The committee must recognise the scale of the difficulties primary teachers face. The programme in its totality is completely impossible to achieve, not just in environmental studies but right across the curriculum. There is far too much content and the variety of expertise required is unrealistic.

In environmental studies primary teachers are expected to do practical work previously done in secondary schools. The same science lesson a specialist in a science lab once delivered to a class of 20, now must be delivered to 33 children by a primary teacher with no specialist expertise in an ordinary classroom with virtually no science equipment.

In expressive arts few primary teachers have the confidence or training for levels D and E in music. And then the curriculum is extended by extras such as modern languages, cycling proficiency, enterprise education, drugs awareness and so on. All very worthy, but something has to go.

Teachers are forced to cover topics superficially in a desperate attempt to fit it all in. This provides “evidence” of learning, while the skills we should really be building and developing in our pupils are neglected. “Evidence” may be no more than a series of worksheets, but it takes precedence over the learning process.

The guidelines have created an enormous amount of planning, record keeping and assessment, much of it irrelevant to learning. Teachers are losing self con-fidence because they find their priorities determined by conflicting external pressures, not their own professional judgment.

If schools are to be judged by numbers of children passing national tests, teachers will be forced to concentrate on training children to pass tests. And tests cover only language and maths.

HMI inspections, on the other hand, frequently say more time should be spent on environmental studies, religious education and so on. So schools produce timetables and paperwork to prove they are covering the curriculum demanded.

Thus the curriculum is likely to be both narrower, in the sense of concentrating on “basics”, and shallower in the sense of identifying outcomes which can be measured, ticked and filed as evidence.

Teachers will welcome the view of several members of the committee that curriculum evaluation should be continuous and evolve in the light of experience. But the committee must reduce the content in 5-14 as a matter of urgency.

This should start with environmental studies, where a shift of emphasis from content to skills would be welcome. Materials designed to deliver the curriculum through topic work would also be useful.
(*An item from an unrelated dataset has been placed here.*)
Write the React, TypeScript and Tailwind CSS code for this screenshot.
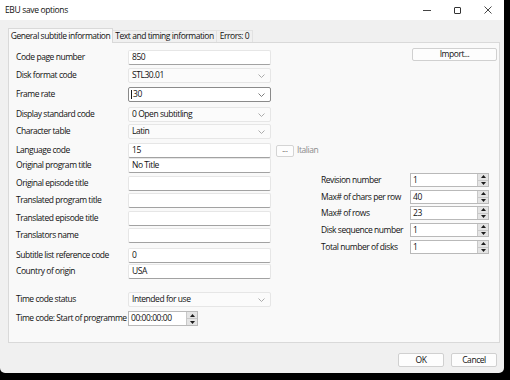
import React from 'react'

function Chevron({ dark }: { dark?: boolean }) {
  return (
    <svg width="7" height="4" viewBox="0 0 7 4" className="shrink-0">
      <path d="M0.5 0.5 L3.5 3.5 L6.5 0.5" fill="none" stroke={dark ? '#6e6e6e' : '#a3a3a3'} strokeWidth="0.9" />
    </svg>
  )
}

function SpinArrows() {
  return (
    <div className="w-[11px] h-full flex flex-col border-l border-[#c8c8c8]">
      <div className="flex-1 bg-[#e4e4e4] border-b border-[#c8c8c8] flex items-center justify-center">
        <svg width="5" height="3" viewBox="0 0 5 3"><path d="M0 3 L2.5 0 L5 3 Z" fill="#1b1b1b" /></svg>
      </div>
      <div className="flex-1 bg-[#e4e4e4] flex items-center justify-center">
        <svg width="5" height="3" viewBox="0 0 5 3"><path d="M0 0 L2.5 3 L5 0 Z" fill="#1b1b1b" /></svg>
      </div>
    </div>
  )
}

function Spin({ value, w }: { value: string; w: string }) {
  return (
    <div className={`${w} h-[14px] shrink-0 bg-white border border-[#b9b9b9] flex items-stretch`}>
      <div className="flex-1 pl-[2px] flex items-center">{value}</div>
      <SpinArrows />
    </div>
  )
}

function TextBox({ value }: { value?: string }) {
  return (
    <div className="w-[143px] h-[15px] shrink-0 bg-white border border-[#e6e6e6] border-b-[#a2a2a2] rounded-[2px] flex items-center px-[3px]">
      {value}
    </div>
  )
}

function Combo({ value, focused }: { value: string; focused?: boolean }) {
  return (
    <div
      className={
        focused
          ? 'w-[143px] h-[15px] shrink-0 bg-white border border-[#8a8a8a] rounded-[2px] flex items-center justify-between pl-[2px] pr-[5px]'
          : 'w-[143px] h-[15px] shrink-0 bg-[#fbfbfb] border border-[#e6e6e6] rounded-[2px] flex items-center justify-between pl-[3px] pr-[5px]'
      }
    >
      <span className="flex items-center">
        {focused && <span className="w-px h-[9px] bg-[#1b1b1b] mr-[1px]" />}
        {value}
      </span>
      <Chevron dark={focused} />
    </div>
  )
}

function Row({ label, mt, children }: { label: string; mt: string; children: React.ReactNode }) {
  return (
    <div className={`flex items-center h-[15px] ${mt}`}>
      <div className="w-[112px] shrink-0 whitespace-nowrap">{label}</div>
      {children}
    </div>
  )
}

function SpinRow({ label, value, mt }: { label: string; value: string; mt: string }) {
  return (
    <div className={`flex items-center ${mt}`}>
      <div className="w-[89px] whitespace-nowrap">{label}</div>
      <Spin value={value} w="w-[79px]" />
    </div>
  )
}

export default function App() {
  return (
    <div className="w-[510px] h-[380px] bg-black overflow-hidden font-['Open_Sans',sans-serif] text-[8.5px] tracking-[-0.45px] text-[#111]">
      <div className="w-[504px] h-[373px] bg-[#f0f0f0] flex flex-col rounded-b-[5px] overflow-hidden">
        {/* Title bar */}
        <div className="h-[20px] bg-white flex items-center justify-between">
          <span className="pl-[5px] text-[8.5px] tracking-[-0.35px]">EBU save options</span>
          <div className="flex items-center h-full">
            <div className="w-[31px] flex justify-center">
              <div className="w-[8px] h-px bg-[#444]" />
            </div>
            <div className="w-[31px] flex justify-center">
              <div className="w-[7px] h-[7px] border border-[#333] rounded-[1px]" />
            </div>
            <div className="w-[31px] flex justify-center pr-[2px]">
              <svg width="8" height="8" viewBox="0 0 8 8">
                <path d="M0.5 0.5 L7.5 7.5 M7.5 0.5 L0.5 7.5" stroke="#333" strokeWidth="0.9" />
              </svg>
            </div>
          </div>
        </div>

        {/* Body */}
        <div className="flex-1 flex flex-col pl-[8px] pr-[4px] pt-[8px]">
          {/* Tabs */}
          <div className="flex items-end h-[14px]">
            <div className="relative z-10 w-[105px] h-[15px] mb-[-1px] bg-[#f9f9f9] border border-b-0 border-[#d9d9d9] flex items-center justify-center whitespace-nowrap">
              General subtitle information
            </div>
            <div className="w-[104px] h-[12px] border-t border-r border-[#e2e2e2] flex items-center justify-center whitespace-nowrap">
              Text and timing information
            </div>
            <div className="w-[36px] h-[12px] border-t border-r border-[#e2e2e2] flex items-center justify-center whitespace-nowrap">
              Errors: 0
            </div>
          </div>

          {/* Panel */}
          <div className="h-[301px] bg-[#f9f9f9] border border-[#d9d9d9] flex">
            <div className="w-[292px] shrink-0 pl-[7px] pt-[7px] flex flex-col">
              <Row label="Code page number" mt="mt-0"><TextBox value="850" /></Row>
              <Row label="Disk format code" mt="mt-[3px]"><Combo value="STL30.01" /></Row>
              <Row label="Frame rate" mt="mt-[4px]"><Combo value="30" focused /></Row>
              <Row label="Display standard code" mt="mt-[5px]"><Combo value="0 Open subtitling" /></Row>
              <Row label="Character table" mt="mt-[2px]"><Combo value="Latin" /></Row>
              <Row label="Language code" mt="mt-[4px]">
                <TextBox value="15" />
                <div className="shrink-0 ml-[5px] w-[18px] h-[12px] bg-[#fdfdfd] border border-[#d4d4d4] rounded-[2px] flex items-center justify-center text-[7px] tracking-normal leading-none pb-[2px]">
                  ...
                </div>
                <span className="shrink-0 ml-[3px] text-[#8c8c8c]">Italian</span>
              </Row>
              <Row label="Original program title" mt="mt-0"><TextBox value="No Title" /></Row>
              <Row label="Original episode title" mt="mt-[3px]"><TextBox /></Row>
              <Row label="Translated program title" mt="mt-[2px]"><TextBox /></Row>
              <Row label="Translated episode title" mt="mt-[3px]"><TextBox /></Row>
              <Row label="Translators name" mt="mt-[2px]"><TextBox /></Row>
              <Row label="Subtitle list reference code" mt="mt-[5px]"><TextBox value="0" /></Row>
              <Row label="Country of origin" mt="mt-px"><TextBox value="USA" /></Row>
              <Row label="Time code status" mt="mt-[13px]"><Combo value="Intended for use" /></Row>
              <Row label="Time code: Start of programme" mt="mt-[4px]">
                <div className="w-[70px] h-[15px] shrink-0 bg-white border border-[#b9b9b9] flex items-stretch">
                  <div className="flex-1 pl-[2px] flex items-center">00:00:00:00</div>
                  <SpinArrows />
                </div>
              </Row>
            </div>

            <div className="flex-1 flex flex-col items-end pt-[5px]">
              <div className="mr-[2px] w-[85px] h-[13px] bg-[#fdfdfd] border border-[#d0d0d0] rounded-[2px] flex items-center justify-center">
                Import...
              </div>
              <div className="mr-[10px] mt-[112px] flex flex-col">
                <SpinRow label="Revision number" value="1" mt="mt-0" />
                <SpinRow label="Max# of chars per row" value="40" mt="mt-[3px]" />
                <SpinRow label="Max# of rows" value="23" mt="mt-[2px]" />
                <SpinRow label="Disk sequence number" value="1" mt="mt-[3px]" />
                <SpinRow label="Total number of disks" value="1" mt="mt-[3px]" />
              </div>
            </div>
          </div>

          {/* Footer */}
          <div className="flex justify-end gap-[7px] mt-[10px] mr-[3px]">
            <div className="w-[46px] h-[14px] bg-[#fdfdfd] border border-[#d0d0d0] rounded-[2px] flex items-center justify-center">
              OK
            </div>
            <div className="w-[46px] h-[14px] bg-[#fdfdfd] border border-[#d0d0d0] rounded-[2px] flex items-center justify-center">
              Cancel
            </div>
          </div>
        </div>
      </div>
    </div>
  )
}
And the committee should also reject the kind of mechanistic planning and assessment techniques that the 5-14 guidelines have fostered in schools.

Examples of good practice in simple, brief and relevant record keeping could be collected and disseminated in order to reassure teachers that HMI will not require paperwork by the ton in every classroom.

Finally, at every stage the committee must consider the implications of its recommendations for real children and real teachers in real classrooms. This would concentrate attention on the practicalities of under-resourced and understaffed schools - not on sterile debates about basics and breadth in the curriculum.

Moira McCrossan is vice-president of the Educational Institute of Scotland.